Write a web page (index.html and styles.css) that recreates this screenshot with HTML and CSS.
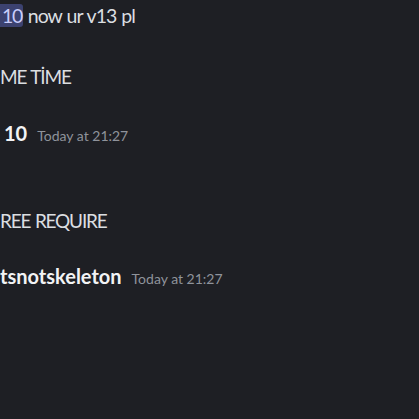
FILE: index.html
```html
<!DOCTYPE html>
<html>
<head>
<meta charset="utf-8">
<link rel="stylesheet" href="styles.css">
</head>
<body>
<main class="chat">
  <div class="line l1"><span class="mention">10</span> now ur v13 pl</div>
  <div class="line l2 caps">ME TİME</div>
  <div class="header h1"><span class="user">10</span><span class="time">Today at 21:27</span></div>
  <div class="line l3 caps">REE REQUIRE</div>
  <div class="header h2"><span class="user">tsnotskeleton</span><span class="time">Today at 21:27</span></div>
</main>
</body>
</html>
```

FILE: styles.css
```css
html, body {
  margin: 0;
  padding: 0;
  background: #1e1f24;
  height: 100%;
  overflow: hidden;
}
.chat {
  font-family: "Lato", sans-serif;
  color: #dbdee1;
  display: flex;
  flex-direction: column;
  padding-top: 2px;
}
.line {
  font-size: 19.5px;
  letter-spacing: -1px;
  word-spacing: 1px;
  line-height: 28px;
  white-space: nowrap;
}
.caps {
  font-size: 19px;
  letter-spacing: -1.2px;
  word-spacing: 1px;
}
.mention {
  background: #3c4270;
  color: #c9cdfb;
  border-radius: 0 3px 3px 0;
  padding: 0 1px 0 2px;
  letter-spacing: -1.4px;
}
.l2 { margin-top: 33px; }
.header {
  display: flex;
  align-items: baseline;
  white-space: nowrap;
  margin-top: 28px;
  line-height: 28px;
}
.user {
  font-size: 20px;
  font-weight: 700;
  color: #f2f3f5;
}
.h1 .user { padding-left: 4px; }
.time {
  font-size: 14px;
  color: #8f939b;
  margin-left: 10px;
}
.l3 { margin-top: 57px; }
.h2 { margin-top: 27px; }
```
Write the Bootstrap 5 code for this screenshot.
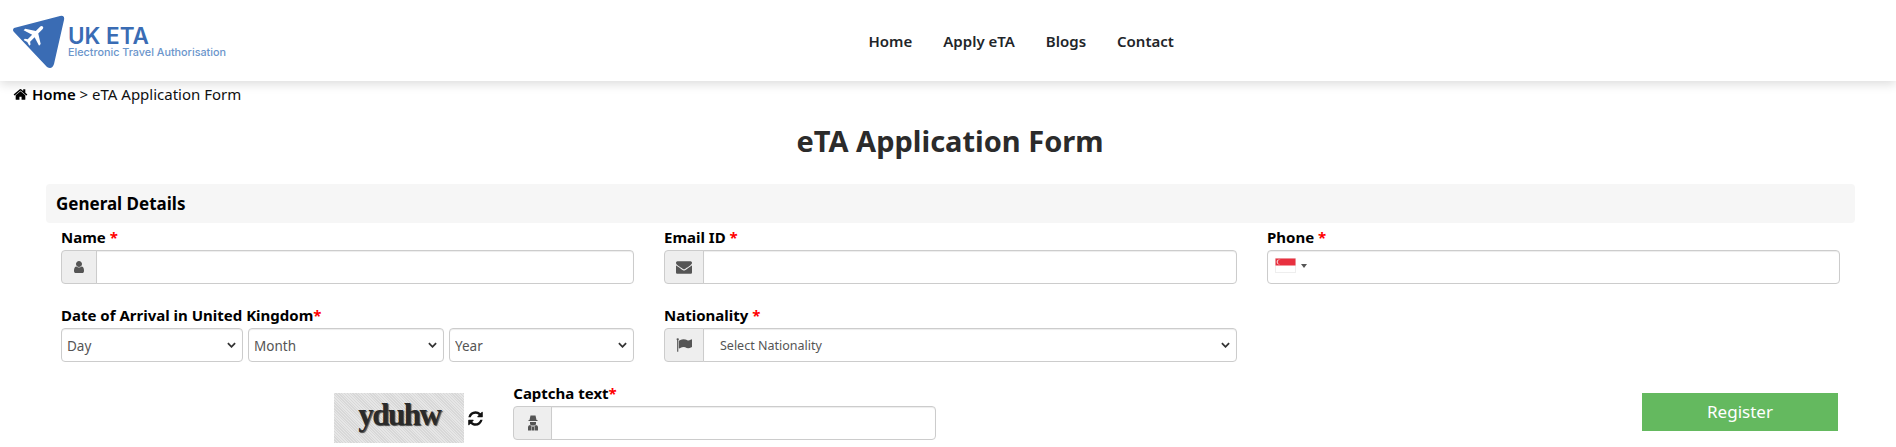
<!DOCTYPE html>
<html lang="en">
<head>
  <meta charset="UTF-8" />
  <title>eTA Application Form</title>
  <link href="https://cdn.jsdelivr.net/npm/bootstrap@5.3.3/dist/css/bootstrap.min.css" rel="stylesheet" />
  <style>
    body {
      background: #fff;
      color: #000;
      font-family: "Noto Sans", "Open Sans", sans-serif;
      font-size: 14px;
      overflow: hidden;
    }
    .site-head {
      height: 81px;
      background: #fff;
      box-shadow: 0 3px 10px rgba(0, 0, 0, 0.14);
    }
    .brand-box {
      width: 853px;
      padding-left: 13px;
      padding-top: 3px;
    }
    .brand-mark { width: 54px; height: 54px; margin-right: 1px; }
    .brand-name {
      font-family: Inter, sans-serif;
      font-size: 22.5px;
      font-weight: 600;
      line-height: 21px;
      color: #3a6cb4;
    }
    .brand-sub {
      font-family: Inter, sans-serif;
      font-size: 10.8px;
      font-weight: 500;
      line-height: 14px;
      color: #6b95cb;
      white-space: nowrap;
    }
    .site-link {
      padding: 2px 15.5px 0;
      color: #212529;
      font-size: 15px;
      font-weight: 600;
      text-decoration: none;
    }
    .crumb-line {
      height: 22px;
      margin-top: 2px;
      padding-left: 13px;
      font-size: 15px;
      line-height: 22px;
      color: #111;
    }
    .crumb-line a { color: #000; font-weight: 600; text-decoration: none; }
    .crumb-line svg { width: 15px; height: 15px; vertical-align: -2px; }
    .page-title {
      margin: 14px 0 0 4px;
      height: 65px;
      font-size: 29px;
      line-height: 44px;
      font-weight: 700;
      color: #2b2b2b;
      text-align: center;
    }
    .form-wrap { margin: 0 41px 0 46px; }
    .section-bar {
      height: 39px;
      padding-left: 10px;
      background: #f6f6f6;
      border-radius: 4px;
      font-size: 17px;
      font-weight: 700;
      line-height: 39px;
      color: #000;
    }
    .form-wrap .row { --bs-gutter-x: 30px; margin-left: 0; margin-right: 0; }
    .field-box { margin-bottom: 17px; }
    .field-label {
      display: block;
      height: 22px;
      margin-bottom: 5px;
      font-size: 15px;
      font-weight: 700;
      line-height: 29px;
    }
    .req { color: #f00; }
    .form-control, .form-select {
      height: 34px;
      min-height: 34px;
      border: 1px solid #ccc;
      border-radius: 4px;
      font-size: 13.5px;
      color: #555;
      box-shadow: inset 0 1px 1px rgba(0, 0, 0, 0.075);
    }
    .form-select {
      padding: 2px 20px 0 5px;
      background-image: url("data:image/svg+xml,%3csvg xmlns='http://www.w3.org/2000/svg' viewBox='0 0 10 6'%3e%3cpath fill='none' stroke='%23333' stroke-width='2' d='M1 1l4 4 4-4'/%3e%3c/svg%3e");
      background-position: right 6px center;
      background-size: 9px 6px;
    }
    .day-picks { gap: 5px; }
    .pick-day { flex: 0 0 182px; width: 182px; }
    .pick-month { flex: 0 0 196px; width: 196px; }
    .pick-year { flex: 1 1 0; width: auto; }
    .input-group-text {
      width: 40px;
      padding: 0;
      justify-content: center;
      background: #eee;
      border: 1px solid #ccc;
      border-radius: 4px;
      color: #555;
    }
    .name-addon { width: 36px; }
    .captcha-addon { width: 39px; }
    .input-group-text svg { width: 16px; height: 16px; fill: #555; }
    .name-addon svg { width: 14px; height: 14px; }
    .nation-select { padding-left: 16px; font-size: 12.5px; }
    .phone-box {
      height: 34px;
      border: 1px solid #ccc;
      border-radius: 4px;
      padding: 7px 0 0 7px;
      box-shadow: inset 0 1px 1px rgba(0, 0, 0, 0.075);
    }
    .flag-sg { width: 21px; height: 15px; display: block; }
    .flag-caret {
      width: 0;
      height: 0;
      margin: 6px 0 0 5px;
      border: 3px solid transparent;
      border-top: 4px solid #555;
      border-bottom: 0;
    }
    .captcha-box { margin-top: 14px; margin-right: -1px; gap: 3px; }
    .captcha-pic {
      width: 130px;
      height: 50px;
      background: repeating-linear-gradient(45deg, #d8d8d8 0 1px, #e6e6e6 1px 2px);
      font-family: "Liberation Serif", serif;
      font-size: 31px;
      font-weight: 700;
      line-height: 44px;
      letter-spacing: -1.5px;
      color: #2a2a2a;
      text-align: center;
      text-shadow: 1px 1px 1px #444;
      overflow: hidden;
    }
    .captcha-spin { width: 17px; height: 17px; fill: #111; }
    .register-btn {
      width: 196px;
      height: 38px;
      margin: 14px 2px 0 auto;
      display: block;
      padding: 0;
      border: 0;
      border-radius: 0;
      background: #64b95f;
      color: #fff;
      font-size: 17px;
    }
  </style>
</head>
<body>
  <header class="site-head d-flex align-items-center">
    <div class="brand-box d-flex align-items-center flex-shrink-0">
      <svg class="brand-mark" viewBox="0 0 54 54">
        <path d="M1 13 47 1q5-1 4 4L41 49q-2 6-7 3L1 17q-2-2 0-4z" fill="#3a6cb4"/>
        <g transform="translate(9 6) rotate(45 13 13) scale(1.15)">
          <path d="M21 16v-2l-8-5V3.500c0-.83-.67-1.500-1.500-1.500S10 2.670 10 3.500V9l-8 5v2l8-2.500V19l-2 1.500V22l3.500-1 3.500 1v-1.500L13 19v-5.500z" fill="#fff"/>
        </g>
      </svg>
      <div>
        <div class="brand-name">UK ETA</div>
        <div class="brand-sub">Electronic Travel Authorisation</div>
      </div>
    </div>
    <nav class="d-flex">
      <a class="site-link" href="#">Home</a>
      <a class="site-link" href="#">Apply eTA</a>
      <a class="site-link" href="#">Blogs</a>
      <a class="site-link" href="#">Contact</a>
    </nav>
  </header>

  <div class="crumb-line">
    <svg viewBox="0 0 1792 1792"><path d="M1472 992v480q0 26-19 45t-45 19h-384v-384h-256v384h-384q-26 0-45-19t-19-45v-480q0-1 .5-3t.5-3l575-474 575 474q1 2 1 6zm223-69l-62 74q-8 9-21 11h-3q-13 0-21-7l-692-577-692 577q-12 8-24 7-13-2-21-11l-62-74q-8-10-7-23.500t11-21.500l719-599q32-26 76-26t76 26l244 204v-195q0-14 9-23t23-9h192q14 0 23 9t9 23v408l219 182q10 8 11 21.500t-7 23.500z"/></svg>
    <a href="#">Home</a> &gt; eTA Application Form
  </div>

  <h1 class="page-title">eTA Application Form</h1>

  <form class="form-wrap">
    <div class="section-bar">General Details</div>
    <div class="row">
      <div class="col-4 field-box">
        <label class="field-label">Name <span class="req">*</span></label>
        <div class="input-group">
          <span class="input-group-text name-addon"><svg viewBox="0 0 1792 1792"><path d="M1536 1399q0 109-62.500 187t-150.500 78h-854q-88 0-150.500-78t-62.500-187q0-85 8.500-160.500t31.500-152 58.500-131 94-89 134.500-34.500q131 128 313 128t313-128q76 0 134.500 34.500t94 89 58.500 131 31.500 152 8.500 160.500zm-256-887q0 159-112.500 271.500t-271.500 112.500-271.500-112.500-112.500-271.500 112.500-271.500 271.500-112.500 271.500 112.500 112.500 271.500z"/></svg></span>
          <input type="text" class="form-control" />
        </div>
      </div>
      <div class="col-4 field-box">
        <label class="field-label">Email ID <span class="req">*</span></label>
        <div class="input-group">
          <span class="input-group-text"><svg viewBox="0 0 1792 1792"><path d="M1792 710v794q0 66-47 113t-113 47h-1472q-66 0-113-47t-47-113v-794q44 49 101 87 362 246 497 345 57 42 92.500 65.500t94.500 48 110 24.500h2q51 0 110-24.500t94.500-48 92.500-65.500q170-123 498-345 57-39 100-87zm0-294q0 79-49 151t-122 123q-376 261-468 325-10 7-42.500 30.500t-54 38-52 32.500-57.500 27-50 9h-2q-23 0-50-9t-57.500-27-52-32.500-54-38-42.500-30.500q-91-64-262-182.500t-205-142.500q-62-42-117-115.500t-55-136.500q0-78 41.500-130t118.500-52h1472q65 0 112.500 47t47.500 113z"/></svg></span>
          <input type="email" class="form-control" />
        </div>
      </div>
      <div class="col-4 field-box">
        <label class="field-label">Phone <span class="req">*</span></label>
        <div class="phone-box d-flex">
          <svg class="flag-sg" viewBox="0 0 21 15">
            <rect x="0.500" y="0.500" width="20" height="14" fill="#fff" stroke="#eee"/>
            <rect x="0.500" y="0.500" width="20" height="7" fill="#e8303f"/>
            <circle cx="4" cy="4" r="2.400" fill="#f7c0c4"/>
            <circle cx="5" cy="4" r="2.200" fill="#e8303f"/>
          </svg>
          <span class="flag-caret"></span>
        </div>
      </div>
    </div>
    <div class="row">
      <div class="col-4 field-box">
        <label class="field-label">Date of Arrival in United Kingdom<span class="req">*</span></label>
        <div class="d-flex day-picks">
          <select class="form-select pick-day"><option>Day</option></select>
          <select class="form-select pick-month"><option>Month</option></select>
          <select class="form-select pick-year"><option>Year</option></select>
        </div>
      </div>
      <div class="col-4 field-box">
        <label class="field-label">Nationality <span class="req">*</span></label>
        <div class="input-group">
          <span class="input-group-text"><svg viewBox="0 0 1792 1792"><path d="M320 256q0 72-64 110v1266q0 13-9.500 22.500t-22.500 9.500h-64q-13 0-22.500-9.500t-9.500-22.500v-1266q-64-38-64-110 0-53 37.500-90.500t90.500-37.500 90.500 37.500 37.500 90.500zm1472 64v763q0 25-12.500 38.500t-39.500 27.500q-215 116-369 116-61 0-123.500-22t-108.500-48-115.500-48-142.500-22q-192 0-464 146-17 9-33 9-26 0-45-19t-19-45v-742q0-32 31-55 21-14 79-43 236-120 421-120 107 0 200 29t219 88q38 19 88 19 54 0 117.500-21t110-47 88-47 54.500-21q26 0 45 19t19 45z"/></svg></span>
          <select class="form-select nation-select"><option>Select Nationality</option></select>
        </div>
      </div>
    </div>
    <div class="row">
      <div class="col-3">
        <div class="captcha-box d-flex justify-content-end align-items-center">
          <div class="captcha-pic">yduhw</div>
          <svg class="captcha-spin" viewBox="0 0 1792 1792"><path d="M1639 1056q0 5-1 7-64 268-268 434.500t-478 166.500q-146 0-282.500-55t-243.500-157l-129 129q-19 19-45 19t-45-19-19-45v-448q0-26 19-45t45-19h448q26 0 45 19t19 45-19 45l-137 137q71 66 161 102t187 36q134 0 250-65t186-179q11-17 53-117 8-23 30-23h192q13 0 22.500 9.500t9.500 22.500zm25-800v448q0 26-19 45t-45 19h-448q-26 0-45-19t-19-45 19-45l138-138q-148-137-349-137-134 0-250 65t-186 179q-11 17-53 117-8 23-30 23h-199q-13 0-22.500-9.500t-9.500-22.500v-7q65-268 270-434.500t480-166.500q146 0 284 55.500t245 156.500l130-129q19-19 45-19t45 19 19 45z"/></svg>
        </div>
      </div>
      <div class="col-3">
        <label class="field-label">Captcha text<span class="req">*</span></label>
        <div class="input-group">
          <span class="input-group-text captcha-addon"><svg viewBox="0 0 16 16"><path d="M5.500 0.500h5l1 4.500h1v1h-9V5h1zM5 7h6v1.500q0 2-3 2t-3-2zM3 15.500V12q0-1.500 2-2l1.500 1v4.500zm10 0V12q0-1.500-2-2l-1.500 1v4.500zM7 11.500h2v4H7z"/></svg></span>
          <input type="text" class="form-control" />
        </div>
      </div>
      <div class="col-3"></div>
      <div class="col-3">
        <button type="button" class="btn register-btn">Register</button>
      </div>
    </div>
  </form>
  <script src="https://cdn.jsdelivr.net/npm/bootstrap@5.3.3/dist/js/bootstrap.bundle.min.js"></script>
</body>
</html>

- _Exercise instructions_
Using the material above, report each line where "screenshot" occurs.

- _Correct result_
Write a web page (index.html and styles.css) that recreates this screenshot with HTML and CSS.
Write the Bootstrap 5 code for this screenshot.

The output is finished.